5 Ways to Improve Your Vehicle’s Gas Mileage
Few things can be as frustrating to drivers as having to pay for fuel, only to see it drain away far too fast. If you feel like your vehicle isn’t getting the gas mileage it should, you can take steps to bring it to a higher level of efficiency.
Adjust Your Driving Habits
Some of the easiest gains in your vehicle’s efficiency are not to be found under the hood, but rather in the driver’s seat. Generally, in order to wring out the maximum distance from every drop of gas, you have to think “slow.” Accelerate slowly, as periods of acceleration causes the vehicle to open the throttle wider, mixing and burning higher volumes of gas and air than it does under lower rpm loads. Brake slowly and well ahead of time in order to keep the vehicle in motion. It takes less energy to accelerate an object that still has inertia in its favor. Plan ahead and combine multiple stops into one trip to reduce the amount of gas you use.
When you find yourself waiting at the drive-through or stopped in a traffic jam for more than a few seconds, turn off the vehicle. Don’t worry; it will start again. A vehicle that is idling is getting precisely zero miles per gallon. Numerous periods with the engine running and the car standing still can quickly have a significant impact on the overall efficiency of the vehicle.

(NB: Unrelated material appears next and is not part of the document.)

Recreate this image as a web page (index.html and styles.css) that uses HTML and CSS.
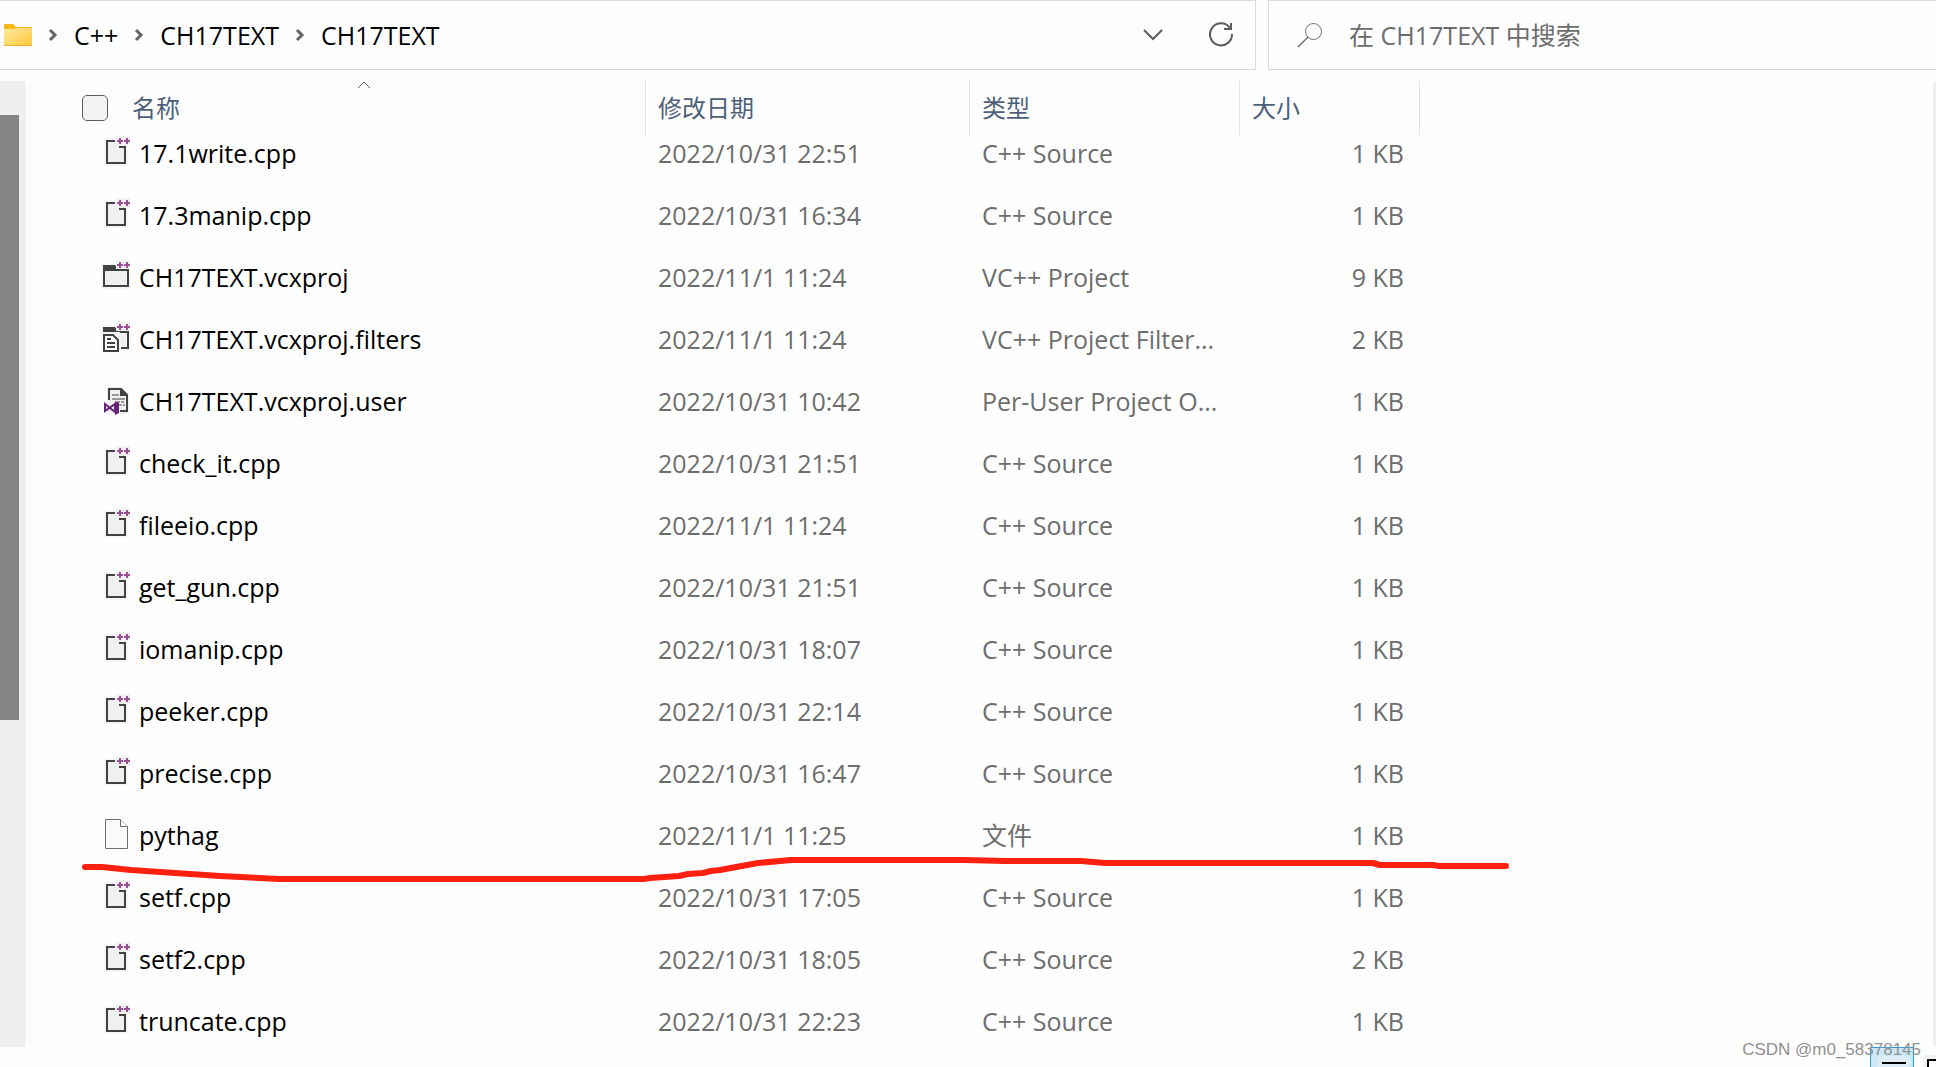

An engine in good working order is naturally more efficient than one that has been neglected. Changing your oil and coolant according to the manufacturer’s recommendations ensure that the engine stays properly lubricated and runs at a proper temperature. This keeps undue friction and excess heat from robbing the engine of efficiency and using more gas than it could otherwise. Lubricate any grease points and fittings in the driveline and powertrain to ensure smooth and efficient operation.
Proper tire inflation plays a large role in the efficiency of your vehicle. Underinflated tires expose more of the tire to the road, which in turn reduces friction with the road. Check your tires for proper inflation regularly, before heading out on a long trip, and whenever the average outside temperature has changed substantially, as that can affect the relative pressure inside the tire in relation to the air pressure around it.
Sleek and Light
Go through the hidden recesses of your vehicle and pull out any excess cargo that may be needlessly hitching a ride. A trunk full of clothes, papers, and tools can quickly add up to efficiency-robbing weight. If you pull 50 pounds of junk out of it, that will be 50 fewer pounds brought up to speed repeatedly. Keep your vehicle aerodynamic by avoiding roof racks, protruding accessories, or spending long periods at speed with the windows down, as these all produce drag, which means more fuel burned to achieve the same results.
A combination of altered driving style and a little consideration of the mechanical and aerodynamic characteristics of your vehicle can save you considerable cash at the gas station.